Mosshart has taken time out of The Kills in recent years to play with The Dead Weather, the scuzzed-out,Nashville-based rock band whose lineup also includes one Jack White. As Hince tells it, the tricks she picked up there were tremendously influential in shaping Blood Pressures. “The Dead Weather are a nothing-spared, balls-out heavy rock band,” he says, “and Alison had to sing over that every night, so her voice got really strong. There’s much more of a confidence about her voice now, an American rock swagger to it now. When we went into the studio we’d go into a decompression time almost, to get her back to a Kills place. I like all the cracks and squeaks in her voice, I like when it breaks into a whisper – I like that stuff just as much as the powerful vocal technique she picked up with them.”
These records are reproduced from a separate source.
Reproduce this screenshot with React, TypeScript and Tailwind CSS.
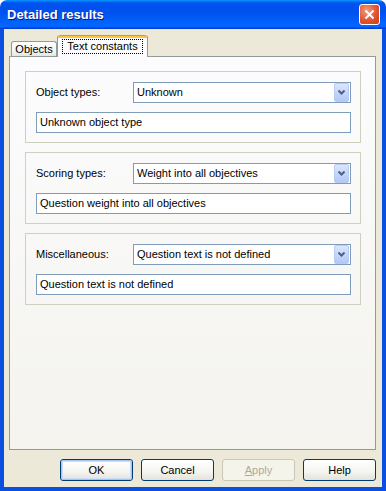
import { ReactNode } from "react"

const groups = [
  { label: "Object types:", value: "Unknown", text: "Unknown object type" },
  { label: "Scoring types:", value: "Weight into all objectives", text: "Question weight into all objectives" },
  { label: "Miscellaneous:", value: "Question text is not defined", text: "Question text is not defined" }
]

function ComboBox({ value }: { value: string }) {
  return (
    <div className="flex h-[21px] w-[218px] items-center border border-[#7F9DB9] bg-white pl-[3px] pr-px">
      <span className="flex-1 truncate">{value}</span>
      <div className="flex h-[19px] w-[15px] items-center justify-center rounded-[2px] border border-[#B9CBF3] bg-[linear-gradient(180deg,#DCE6FD_0%,#C1D3FB_60%,#B4C8F6_100%)]">
        <svg width="7" height="5" viewBox="0 0 7 5">
          <path d="M0.5 0.5 L3.5 3.5 L6.5 0.5" stroke="#4D6185" strokeWidth="2" fill="none" />
        </svg>
      </div>
    </div>
  )
}

function Button({ children, primary, disabled }: { children: ReactNode; primary?: boolean; disabled?: boolean }) {
  if (disabled) {
    return (
      <div className="flex h-[22px] w-[73px] items-center justify-center rounded-[3px] border border-[#C9C7BA] bg-[#F5F4EA] text-[#ACA899]">
        {children}
      </div>
    )
  }
  return (
    <div className="flex h-[22px] w-[73px] items-center justify-center rounded-[3px] border border-[#003C74] bg-[linear-gradient(180deg,#FFFFFF_0%,#F4F4F0_60%,#E3E2DA_100%)]">
      <div
        className={
          primary
            ? "flex h-full w-full items-center justify-center rounded-[2px] border border-[#A8C4EE] shadow-[inset_0_0_0_1px_#CEDDF7]"
            : "flex h-full w-full items-center justify-center"
        }>
        {children}
      </div>
    </div>
  )
}

export default function App() {
  return (
    <div className="flex h-[491px] w-[386px] flex-col font-['Liberation_Sans',Arial,sans-serif] text-[11px] text-black">
      {/* title bar */}
      <div className="flex h-[29px] shrink-0 items-center rounded-t-[7px] bg-[linear-gradient(180deg,#0997FF_0%,#0053EE_10%,#0050EE_40%,#0066FF_86%,#0066FF_92%,#005BFF_94%,#003DD7_96%,#003DD7_100%)] pl-[7px] pr-[6px]">
        <span className="flex-1 text-[13px] font-bold text-white [text-shadow:1px_1px_#0A1A80]">Detailed results</span>
        <div className="flex h-[21px] w-[21px] items-center justify-center rounded-[3px] border border-white bg-[radial-gradient(circle_at_35%_30%,#F39B7D_0%,#E2532F_55%,#C7401C_100%)]">
          <svg width="11" height="11" viewBox="0 0 11 11">
            <path d="M1.5 1.5 L9.5 9.5 M9.5 1.5 L1.5 9.5" stroke="white" strokeWidth="2" />
          </svg>
        </div>
      </div>

      {/* body */}
      <div className="flex flex-1 flex-col border-x-4 border-b-4 border-[#0A4FE0] bg-[#ECE9D8] pl-[5px] pr-[6px] pt-[6px]">
        {/* tabs */}
        <div className="relative z-10 flex h-[21px] items-end pl-[2px]">
          <div className="flex h-[15px] w-[46px] items-center justify-center rounded-t-[3px] border border-b-0 border-[#919B9C] bg-[linear-gradient(180deg,#FFFFFF_0%,#F3F3EF_70%,#E6E5DE_100%)] pt-px">
            Objects
          </div>
          <div className="-mb-px flex h-[22px] w-[91px] flex-col rounded-t-[3px] border-x border-[#919B9C] bg-[#FCFCFE]">
            <div className="h-[3px] rounded-t-[3px] border-t border-[#E68B2C] bg-[#FFC83C]" />
            <div className="flex flex-1 items-start justify-center pt-px">
              <span className="border border-dotted border-black px-[4px] leading-[13px]">Text constants</span>
            </div>
          </div>
        </div>

        {/* panel */}
        <div className="flex h-[394px] flex-col gap-[9px] border border-[#919B9C] bg-[linear-gradient(180deg,#FCFCFE_0%,#F4F3EE_100%)] pl-[15px] pr-[14px] pt-[14px]">
          {groups.map(g => (
            <div key={g.label} className="flex h-[72px] flex-col gap-[9px] border border-[#D0D0BF] pl-[10px] pr-[9px] pt-[10px]">
              <div className="flex items-start justify-between">
                <span className="pt-[2px]">{g.label}</span>
                <ComboBox value={g.value} />
              </div>
              <div className="flex h-[21px] items-center border border-[#7F9DB9] bg-white pl-[3px]">{g.text}</div>
            </div>
          ))}
        </div>

        {/* buttons */}
        <div className="mt-[9px] flex justify-end gap-[8px]">
          <Button primary>OK</Button>
          <Button>Cancel</Button>
          <Button disabled>
            <span>
              <span className="underline">A</span>pply
            </span>
          </Button>
          <Button>Help</Button>
        </div>
      </div>
    </div>
  )
}
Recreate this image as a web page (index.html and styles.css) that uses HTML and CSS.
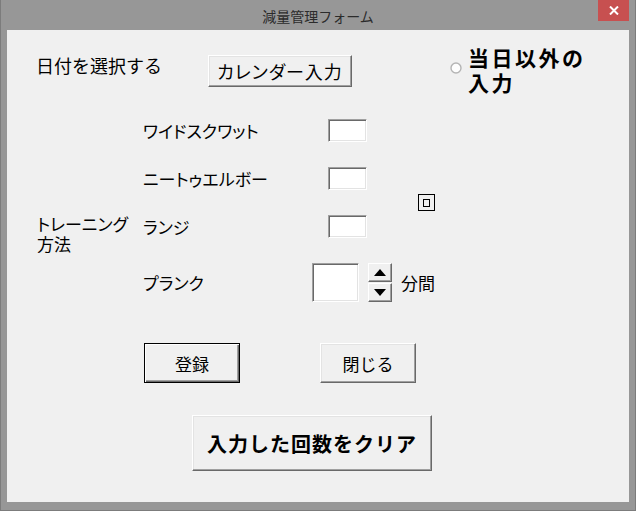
FILE: index.html
```html
<!DOCTYPE html>
<html lang="ja">
<head>
<meta charset="utf-8">
<title>減量管理フォーム</title>
<link rel="stylesheet" href="styles.css">
</head>
<body>
<div class="window">
  <div class="titlebar">
    <span class="title">減量管理フォーム</span>
    <div class="close"><svg width="10" height="9" viewBox="0 0 10 9"><path d="M1 0.5 L9 8.5 M9 0.5 L1 8.5" stroke="#fff" stroke-width="2"/></svg></div>
  </div>
  <div class="client">
    <div class="top-row">
      <span class="date-label">日付を選択する</span>
      <div class="btn btn-cal">カレンダー入力</div>
      <svg class="radio" width="12" height="12" viewBox="0 0 12 12"><circle cx="6" cy="6" r="5" fill="#fdfdfd" stroke="#b4b4b4" stroke-width="1.4"/></svg>
      <span class="bold-label">当日以外の<br>入力</span>
    </div>
    <div class="training">
      <span class="group-label">トレーニング<br>方法</span>
      <span class="ex ex1">ワイドスクワット</span>
      <div class="tb tb1"></div>
      <span class="ex ex2">ニートゥエルボー</span>
      <div class="tb tb2"></div>
      <div class="marker"><div class="marker-in"></div></div>
      <span class="ex ex3">ランジ</span>
      <div class="tb tb3"></div>
      <span class="ex ex4">プランク</span>
      <div class="tb tb-plank"></div>
      <div class="plank-extra">
        <div class="spin">
          <div class="spin-btn"><svg width="12" height="7" viewBox="0 0 12 7"><path d="M6 0 L12 7 L0 7 Z" fill="#000"/></svg></div>
          <div class="spin-btn"><svg width="12" height="7" viewBox="0 0 12 7"><path d="M0 0 L12 0 L6 7 Z" fill="#000"/></svg></div>
        </div>
        <span class="minutes">分間</span>
      </div>
    </div>
    <div class="btn-row">
      <div class="btn btn-default">登録</div>
      <div class="btn btn-close">閉じる</div>
    </div>
    <div class="btn btn-clear">入力した回数をクリア</div>
  </div>
</div>
</body>
</html>
```
FILE: styles.css
```css
html, body {
  margin: 0;
  padding: 0;
  background: #979797;
}
body {
  font-family: "Noto Sans CJK JP", "Noto Sans", sans-serif;
  color: #000;
}
.window {
  width: 636px;
  height: 511px;
  box-sizing: border-box;
  background: #979797;
  border: 1px solid #7c7c7c;
  border-top: 0;
  padding: 0 6px 8px 6px;
  display: flex;
  flex-direction: column;
}
.titlebar {
  height: 30px;
  display: grid;
  grid-template-columns: 1fr auto 1fr;
  align-items: start;
}
.title {
  grid-column: 2;
  align-self: center;
  font-size: 14px;
  line-height: 16px;
  padding-top: 1px;
  color: #2b2b2b;
}
.close {
  grid-column: 3;
  justify-self: end;
  width: 31px;
  height: 21px;
  background: #c75050;
  display: flex;
  align-items: center;
  justify-content: center;
}
.client {
  flex: 1;
  background: #f0f0f0;
  display: flex;
  flex-direction: column;
}
.top-row {
  height: 89px;
  display: flex;
  align-items: flex-start;
}
.date-label {
  margin-left: 29px;
  margin-top: 25px;
  font-size: 18px;
  line-height: 20px;
  white-space: nowrap;
}
.btn {
  box-sizing: border-box;
  background: #f0f0f0;
  border-top: 1px solid #ffffff;
  border-left: 1px solid #ffffff;
  border-right: 1px solid #696969;
  border-bottom: 1px solid #696969;
  box-shadow: inset -1px -1px 0 #a0a0a0, inset 1px 1px 0 #e3e3e3;
  display: flex;
  align-items: center;
  justify-content: center;
  white-space: nowrap;
}
.btn-cal {
  margin-left: 46px;
  margin-top: 25px;
  width: 144px;
  height: 32px;
  font-size: 18px;
  font-feature-settings: "palt";
  letter-spacing: 1px;
}
.radio {
  margin-left: 98px;
  margin-top: 32px;
}
.bold-label {
  font-family: "Liberation Sans", "Noto Sans CJK JP", sans-serif;
  margin-left: 6px;
  margin-top: 16px;
  font-size: 21px;
  line-height: 25px;
  font-weight: 700;
  letter-spacing: 2.5px;
  white-space: nowrap;
}
.training {
  display: grid;
  grid-template-columns: 106px 169px 56px auto;
  grid-template-rows: 23px 23px 23px 39px;
  row-gap: 25px;
  padding-left: 30px;
}
.ex {
  grid-column: 2;
  align-self: center;
  font-size: 17px;
  line-height: 20px;
  font-feature-settings: "palt";
  white-space: nowrap;
}
.ex1 { grid-row: 1; }
.ex2 { grid-row: 2; }
.ex3 { grid-row: 3; }
.ex4 { grid-row: 4; }
.group-label {
  font-family: "Liberation Sans", "Noto Sans CJK JP", sans-serif;
  grid-column: 1;
  grid-row: 3 / 5;
  align-self: start;
  padding-top: 1px;
  font-size: 17px;
  line-height: 20px;
  font-feature-settings: "palt";
  white-space: nowrap;
}
.tb {
  grid-column: 3;
  box-sizing: border-box;
  background: #fff;
  border-top: 1px solid #a0a0a0;
  border-left: 1px solid #a0a0a0;
  border-right: 1px solid #ffffff;
  border-bottom: 1px solid #ffffff;
  box-shadow: inset 1px 1px 0 #696969, inset -1px -1px 0 #e3e3e3;
}
.tb1, .tb2, .tb3 {
  margin-left: 16px;
  width: 39px;
  height: 23px;
}
.tb1 { grid-row: 1; }
.tb2 { grid-row: 2; }
.tb3 { grid-row: 3; }
.tb-plank {
  grid-row: 4;
  width: 47px;
  height: 39px;
}
.marker {
  grid-column: 4;
  grid-row: 2 / 4;
  align-self: center;
  justify-self: start;
  margin-left: 50px;
  width: 17px;
  height: 17px;
  box-sizing: border-box;
  border: 1px solid #000;
  display: flex;
  align-items: center;
  justify-content: center;
}
.marker-in {
  width: 7px;
  height: 8px;
  box-sizing: border-box;
  border: 1px solid #000;
}
.plank-extra {
  grid-column: 4;
  grid-row: 4;
  display: flex;
  align-items: center;
}
.spin {
  width: 24px;
  height: 39px;
  display: flex;
  flex-direction: column;
  gap: 1px;
}
.spin-btn {
  flex: 1;
  box-sizing: border-box;
  background: #f0f0f0;
  border-top: 1px solid #ffffff;
  border-left: 1px solid #ffffff;
  border-right: 1px solid #696969;
  border-bottom: 1px solid #696969;
  box-shadow: inset -1px -1px 0 #a0a0a0;
  display: flex;
  align-items: center;
  justify-content: center;
}
.minutes {
  margin-left: 9px;
  font-size: 17px;
  line-height: 20px;
}
.btn-row {
  margin-top: 41px;
  padding-left: 137px;
  display: flex;
  gap: 80px;
}
.btn-default, .btn-close {
  width: 96px;
  height: 40px;
  font-size: 17px;
}
.btn-default {
  border: 1px solid #000;
  box-shadow: inset 1px 1px 0 #ffffff, inset -1px -1px 0 #696969, inset -2px -2px 0 #a0a0a0;
}
.btn-clear {
  margin-top: 32px;
  margin-left: 185px;
  width: 240px;
  height: 56px;
  font-size: 20px;
  font-weight: 700;
  letter-spacing: 1px;
}
```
When I think of The Kills, I’m often reminded of The Fall, a band who have continued releasing great records, unconcerned with prevailing musical trends and doing things their own (or at least Mark E Smith’s) way for going on thirty-five years. I ask Hince if this is the kind of career trajectory he’d like for his own band, and he says it absolutely is. “I see The Kills unfolding over a long period of time,” he says. “Decades. Bands like Sonic Youth and The Fall inspire us most of all. It wasn’t about making a buzz with a debut record and then going mainstream; every record of theirs is just a snapshot of where the band happens to be at the time.”